Durante 400 años reinó Platón en las «alturas» sin que se tuviera realmente en consideración su filosofía sino sólo aquella parte afín a la teología que se hace durante la patrística hasta Santo Tomás y Francisco Suárez. Consistía en sustituir las ideas por una imagen de la que se extraía una «idea inmanente» tan borrosa e imprecisa como la imagen de donde había surgido. Como avance a la introducción a Platón, puedo decir que la única manera de que las tinieblas penetren en la luz y sigan siendo tinieblas es si lo «imaginamos». De esta manera Dante pudo pasearse por los infiernos y salir ileso sin ni siquiera chamuscarse y Quevedo, años después, puedo contarnos algunas anécdotas del mismo infierno saliendo también ileso de la experiencia. El medioevo es sobre todo un mundo basado en la «imaginación», la «psicología» y la «emotividad», por eso no hay posibilidad alguna para la existencia de la filosofía.

Pero el atomismo tiene todavía una refutación que cuestiona incluso la «idea» que tenemos de átomo actual, y para ello sólo es necesario avanzar unos cuantos años hasta retomar de nuevo a Heráclito (digo avanzar porque nos regimos por el calendario cristiano, lo que implica considerar la existencia de un «anti-tiempo» o tiempo «reversible», el que constituye la «duración» del mundo hasta el nacimiento de Jesús). Heráclito nos introduce el dilema de la absoluta imposibilidad de la existencia de lo «absoluto» al comprobar la necesaria dualidad de todo lo existente, pero sobre todo «consistente». Como «unidad» sólo concibe la «armonía»: una unidad inestable pero duradera, dialéctica y expansiva o depresiva. Por esta razón llegaría a la necesaria conclusión de que las cosas «no tienen límite en cuanto a capacidad repletiva: que lo pequeño no tenía tampoco límite». ¿Por qué los atomistas aceptan la existencia de algo pequeño y limitado? Sin duda porque de otro modo las cosas que «son» no pueden «estar», ya que esta cualidad del ser requiere unos «límites», o, lo que es lo mismo, un principio y un fin delimitado en un principio indivisible. De esta manera volvemos a tener una tautología, que se resuelve «convenientemente» pero no «verdaderamente». Es imperativo que las cosas se estabilicen en algún punto de su ser, creando para ellas unos límites donde sean «indivisibles». Por tanto el átomo es una voz «falsa», puesto que significa lo que no puede ser su significado, es como la voz, también griega, de «utopía»: un «lugar» que no está en ninguna parte.

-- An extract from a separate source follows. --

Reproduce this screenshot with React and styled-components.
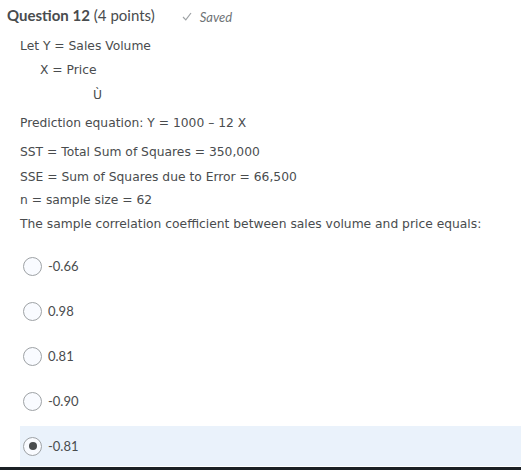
import React from "react";
import styled, { createGlobalStyle } from "styled-components";

const Global = createGlobalStyle`
  html, body { margin: 0; padding: 0; background: #fff; }
  body { width: 521px; height: 470px; overflow: hidden; }
`;

const Page = styled.div`
  width: 521px;
  height: 470px;
  display: flex;
  flex-direction: column;
  background: #fff;
  overflow: hidden;
`;

const Header = styled.div`
  display: flex;
  align-items: baseline;
  padding: 6px 0 0 7px;
  height: 24px;
  font-family: Lato, "Open Sans", sans-serif;
  color: #494c4e;
`;

const Title = styled.span`
  font-size: 15px;
  font-weight: 700;
`;

const Points = styled.span`
  font-size: 15px;
  margin-left: 4px;
`;

const Saved = styled.span`
  margin-left: 27px;
  font-size: 13px;
  font-style: italic;
  color: #6e7376;
  display: inline-flex;
  align-items: center;
  gap: 8px;
`;

const Body = styled.div`
  padding: 4px 0 0 20px;
  font-family: "DejaVu Sans", Verdana, sans-serif;
  font-size: 12.3px;
  color: #494c4e;
`;

const Line = styled.div`
  height: ${(p) => p.h || 23}px;
  line-height: ${(p) => p.h || 23}px;
  padding-left: ${(p) => p.indent || 0}px;
  white-space: nowrap;
`;

const Options = styled.div`
  display: flex;
  flex-direction: column;
  gap: 5px;
  padding-left: 20px;
  margin-top: 9px;
`;

const Option = styled.label`
  display: flex;
  align-items: center;
  gap: 6px;
  height: 40px;
  padding-left: 3px;
  background: ${(p) => (p.$selected ? "#eaf2fb" : "transparent")};
  font-family: Lato, "Open Sans", sans-serif;
  font-size: 13px;
  color: #494c4e;
`;

const Radio = styled.span`
  width: 17px;
  height: 17px;
  border-radius: 50%;
  border: 1px solid #9ea2a5;
  background: #f9fbff;
  display: flex;
  align-items: center;
  justify-content: center;
  flex: none;
  &::after {
    content: "";
    width: 8px;
    height: 8px;
    border-radius: 50%;
    background: ${(p) => (p.$checked ? "#494c4e" : "transparent")};
  }
`;

const Footer = styled.div`
  margin-top: auto;
  height: 3px;
  flex: none;
  background: #1b2025;
`;

const options = ["-0.66", "0.98", "0.81", "-0.90", "-0.81"];

export default function App() {
  return (
    <Page>
      <Global />
      <Header>
        <Title>Question 12</Title>
        <Points>(4 points)</Points>
        <Saved>
          <svg width="10" height="9" viewBox="0 0 10 9">
            <path d="M1 5 L3.8 7.8 L9 1" fill="none" stroke="#9ea2a5" strokeWidth="1.2" />
          </svg>
          Saved
        </Saved>
      </Header>
      <Body>
        <Line h={24}>Let Y = Sales Volume</Line>
        <Line h={24} indent={20}>X = Price</Line>
        <Line h={27} indent={73}>Ù</Line>
        <Line h={29}>Prediction equation: Y = 1000 – 12 X</Line>
        <Line h={28}>SST = Total Sum of Squares = 350,000</Line>
        <Line h={23}>SSE = Sum of Squares due to Error = 66,500</Line>
        <Line h={23}>n = sample size = 62</Line>
        <Line h={25}>The sample correlation coefficient between sales volume and price equals:</Line>
      </Body>
      <Options>
        {options.map((o, i) => (
          <Option key={o} $selected={i === 4}>
            <Radio $checked={i === 4} />
            {o}
          </Option>
        ))}
      </Options>
      <Footer />
    </Page>
  );
}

En otras palabras, el átomo, que es divisible, «no existe», conclusión ratificada de forma concluyente por la experimentación científica. Si seguimos denominando «átomo» (lo que no puede ser dividido) a lo que puede ser dividido estamos utilizando una voz que carece de significado real. La conclusión es que, en tanto no se demuestre lo contrario, no sólo el átomo no existe sino todo lo compuesto por «falsos átomos» son también «falsas cosas». Con esta última reflexión nos vamos acercando a la postura de Platón, quien niega vehementemente la «realidad aparente» a favor de las ideas, o la «realidad ausente».